JPMorgan thinks the electric vehicle revolution will create a lot of losers

  • Adoption of electric vehicles will accelerate and that's going to hurt some internal combustion legacy businesses, JPMorgan Cazenove said in a note on Monday
  • Losers were likely to include dealer networks, maintenance businesses, lenders and oil companies, the note said

Adoption of electric vehicles is set to accelerate, and that's going to run over a lot of losers, including within the auto industry itself, JPMorgan Cazenove said in a note on Monday.

The shift toward electric vehicles is set to be a multi-year process, but once there's a tipping point, likely on a shift in costs, the transition could take off, JPMorgan analysts said.

They noted the price difference between traditional internal combustion vehicles (ICVs) and electric vehicles (EVs) was already narrowing as battery prices fall, but prices might not need to fall much for consumers to make the leap.

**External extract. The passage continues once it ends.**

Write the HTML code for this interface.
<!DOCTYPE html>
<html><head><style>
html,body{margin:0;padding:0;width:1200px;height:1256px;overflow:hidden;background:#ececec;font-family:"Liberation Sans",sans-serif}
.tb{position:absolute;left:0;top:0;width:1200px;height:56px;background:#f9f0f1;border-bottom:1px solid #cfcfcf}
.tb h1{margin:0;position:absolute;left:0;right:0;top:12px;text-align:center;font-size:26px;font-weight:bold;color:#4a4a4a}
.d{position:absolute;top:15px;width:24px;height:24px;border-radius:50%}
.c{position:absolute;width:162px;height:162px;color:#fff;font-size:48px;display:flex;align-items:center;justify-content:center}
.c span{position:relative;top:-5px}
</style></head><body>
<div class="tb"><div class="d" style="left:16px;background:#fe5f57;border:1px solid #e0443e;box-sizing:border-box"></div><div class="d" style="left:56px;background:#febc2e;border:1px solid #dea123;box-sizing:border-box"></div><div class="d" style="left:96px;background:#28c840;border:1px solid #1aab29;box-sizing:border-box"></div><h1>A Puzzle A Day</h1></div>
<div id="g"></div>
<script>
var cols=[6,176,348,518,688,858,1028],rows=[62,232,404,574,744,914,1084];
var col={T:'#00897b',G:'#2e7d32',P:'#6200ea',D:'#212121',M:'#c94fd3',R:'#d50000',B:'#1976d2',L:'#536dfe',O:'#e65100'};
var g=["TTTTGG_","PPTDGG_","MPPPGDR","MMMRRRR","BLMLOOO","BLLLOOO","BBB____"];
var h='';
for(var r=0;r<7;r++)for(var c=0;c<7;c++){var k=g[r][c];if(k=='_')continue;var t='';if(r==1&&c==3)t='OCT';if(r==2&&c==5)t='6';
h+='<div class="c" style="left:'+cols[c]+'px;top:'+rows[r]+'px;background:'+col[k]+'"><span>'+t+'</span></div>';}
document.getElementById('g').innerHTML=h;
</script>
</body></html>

"Concerns about scrap values of ICVs may drive consumers towards EVs even before the price differential between the two classes of vehicles closes," JPMorgan said.

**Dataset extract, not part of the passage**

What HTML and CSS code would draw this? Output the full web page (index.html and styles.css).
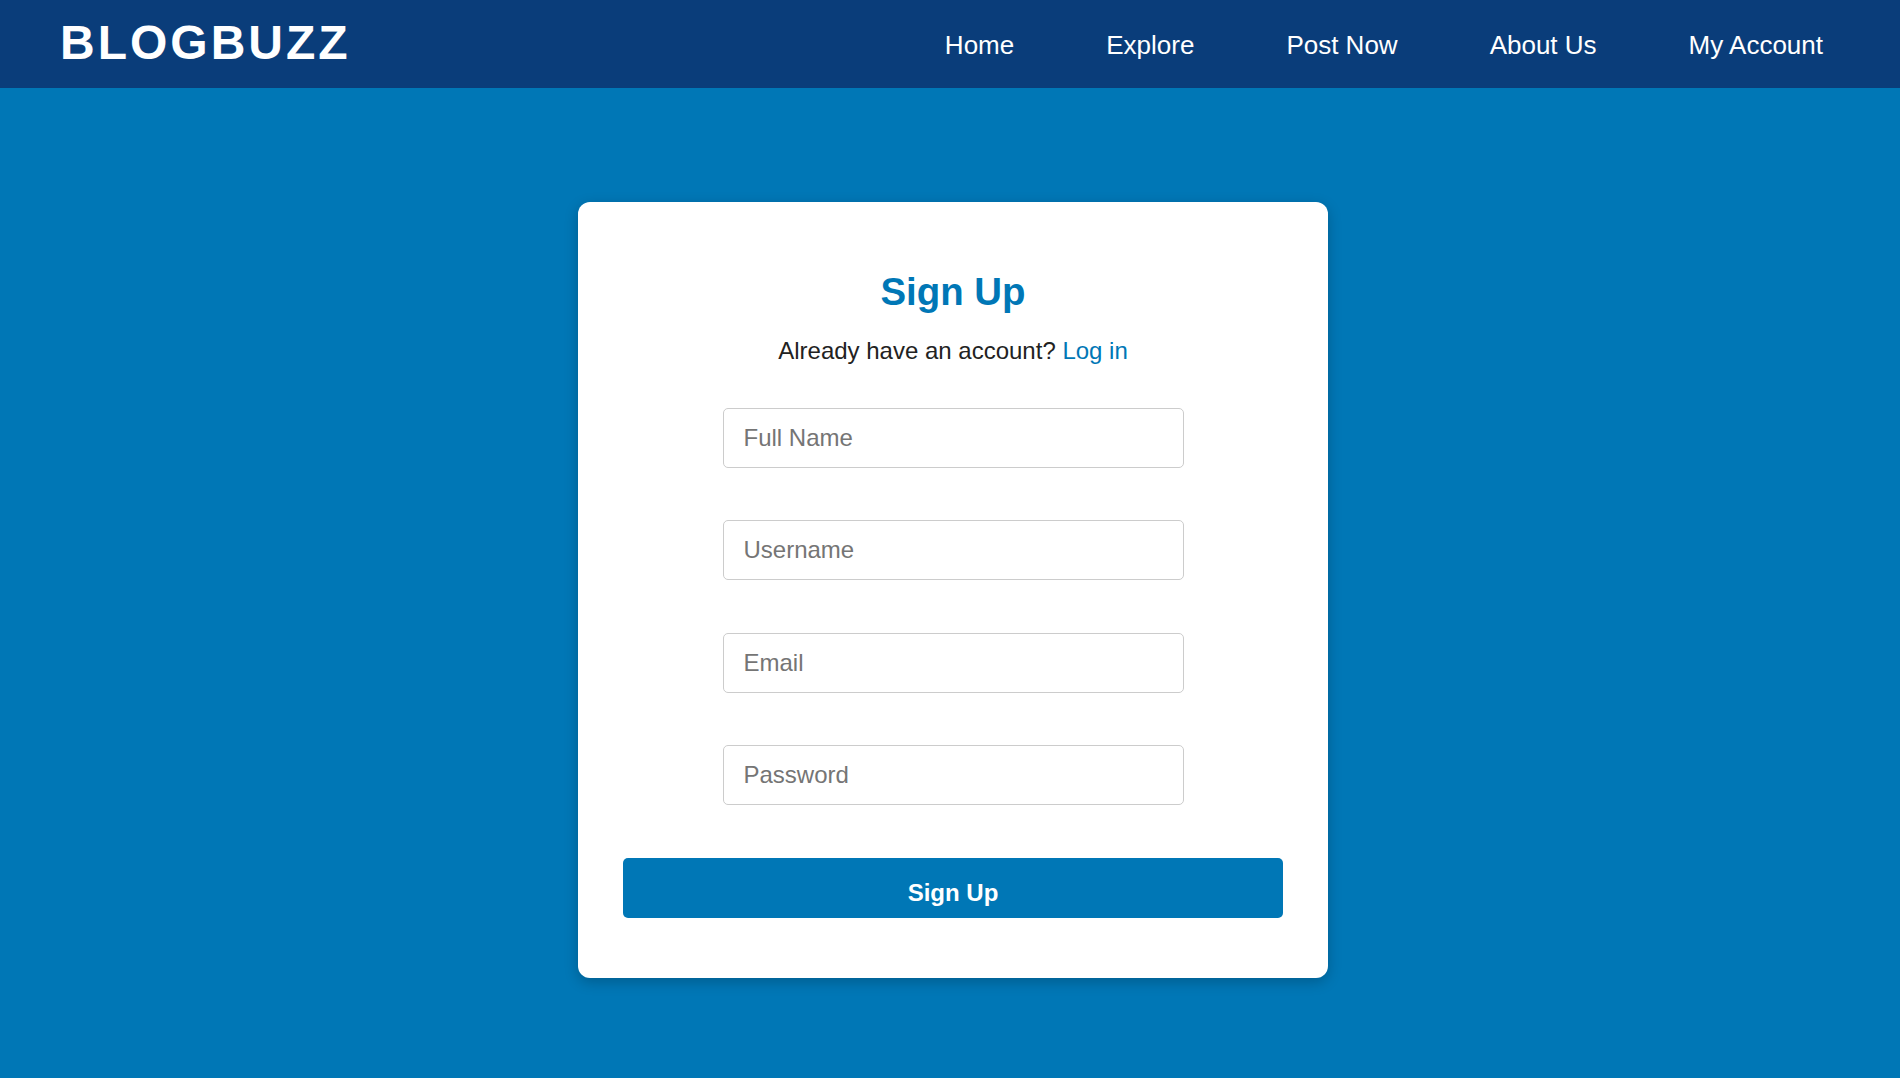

It estimated electric cars would take 35 percent of the global market by 2025 and 48 percent by 2030.

That's going to create some clear losers in an industry that's been spreading its tendrils for more than a century.

For one, adoption of electric vehicles means much lower maintenance costs for consumers, the analysts said.

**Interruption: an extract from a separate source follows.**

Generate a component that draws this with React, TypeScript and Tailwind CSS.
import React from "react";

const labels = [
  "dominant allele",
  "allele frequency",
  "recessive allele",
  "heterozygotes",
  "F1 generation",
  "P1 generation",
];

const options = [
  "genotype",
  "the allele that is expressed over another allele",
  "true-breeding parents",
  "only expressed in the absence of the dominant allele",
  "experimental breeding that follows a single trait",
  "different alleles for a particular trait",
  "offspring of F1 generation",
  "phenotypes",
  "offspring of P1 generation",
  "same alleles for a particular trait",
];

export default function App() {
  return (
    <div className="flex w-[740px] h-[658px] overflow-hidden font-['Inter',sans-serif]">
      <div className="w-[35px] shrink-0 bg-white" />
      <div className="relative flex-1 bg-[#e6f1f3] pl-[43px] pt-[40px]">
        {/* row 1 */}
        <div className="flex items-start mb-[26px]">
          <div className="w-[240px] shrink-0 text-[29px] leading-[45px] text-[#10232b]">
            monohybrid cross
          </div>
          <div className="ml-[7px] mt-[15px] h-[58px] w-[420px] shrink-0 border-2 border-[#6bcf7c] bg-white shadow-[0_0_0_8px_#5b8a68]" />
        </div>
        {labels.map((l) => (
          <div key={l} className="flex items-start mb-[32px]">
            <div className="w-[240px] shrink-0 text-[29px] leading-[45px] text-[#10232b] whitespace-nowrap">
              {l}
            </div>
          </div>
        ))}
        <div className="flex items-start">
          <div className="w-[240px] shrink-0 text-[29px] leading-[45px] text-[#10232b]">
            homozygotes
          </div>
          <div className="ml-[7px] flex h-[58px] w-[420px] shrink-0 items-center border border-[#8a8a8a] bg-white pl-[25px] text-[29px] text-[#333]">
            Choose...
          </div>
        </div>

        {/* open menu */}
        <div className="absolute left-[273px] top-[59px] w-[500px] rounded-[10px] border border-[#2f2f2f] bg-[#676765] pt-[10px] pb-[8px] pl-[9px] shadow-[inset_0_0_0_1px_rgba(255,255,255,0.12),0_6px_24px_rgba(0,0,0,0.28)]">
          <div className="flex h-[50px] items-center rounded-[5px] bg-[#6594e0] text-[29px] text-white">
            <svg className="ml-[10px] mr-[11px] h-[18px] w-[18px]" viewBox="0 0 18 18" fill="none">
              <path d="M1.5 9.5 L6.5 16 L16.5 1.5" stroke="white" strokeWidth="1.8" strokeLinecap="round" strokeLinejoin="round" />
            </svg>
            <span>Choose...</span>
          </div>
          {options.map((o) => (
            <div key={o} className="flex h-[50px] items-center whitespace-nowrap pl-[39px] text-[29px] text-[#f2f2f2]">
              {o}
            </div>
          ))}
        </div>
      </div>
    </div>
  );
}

"EVs have 20 moving parts compared to as many as 2,000 in an ICV, dramatically reducing service costs and increasing the longevity of the vehicle," the analysts said, adding that it estimated running costs for an electric vehicle can be around 10 percent of an internal combustion one.

"We see this as a meaningful risk for car dealers who rely on after-sales service for a large chunk of their profitability," the note said. "This should over time reduce the number of vehicles sold as well, in addition to other potential trends, such as automated driving and greater car utilization rates."

The lower number of moving parts can take a bite out of capital expenditure for the industry as well, JPMorgan said.

"EVs are relatively simpler to plan and build," it said, adding it would weigh on demand for product-lifecycle and automation software.

The auto finance industry could also take a hit, JPMorgan said, noting that scrap values for traditional cars are set to fall.

That would mean not only a lower recovery rate if the lender needs to repossess and resell an internal combustion car, but if consumers keep their electric vehicles longer, there will be fewer loans to write ahead.

Oil will likely be another victim of the new technology, JPMorgan said, noting that passenger vehicles account for 20 percent of global oil demand.

It estimated that oil demand could fall by around 15 percent by 2035 if there's a broad switch toward electric cars after 2025.

That could set off a vicious cycle, with the prospect of perpetually lower oil prices spurring increased oil drilling as companies try to monetize an asset that will only see further price declines ahead, it said.

To be sure, JPMorgan also pointed to some winners from the sea changes, particularly the semiconductor industry.

"A typical EV uses two to three times the dollar value of semiconductor constituents, compared to an ICV," the analysts said, adding that semiconductors were also used in charging stations.

JPMorgan also said it expected consumers, and consumer spending, would be winners, noting that in the U.S. and the Eurozone, personal vehicles and gasoline made up around 8 to 10 percent of overall consumption spending.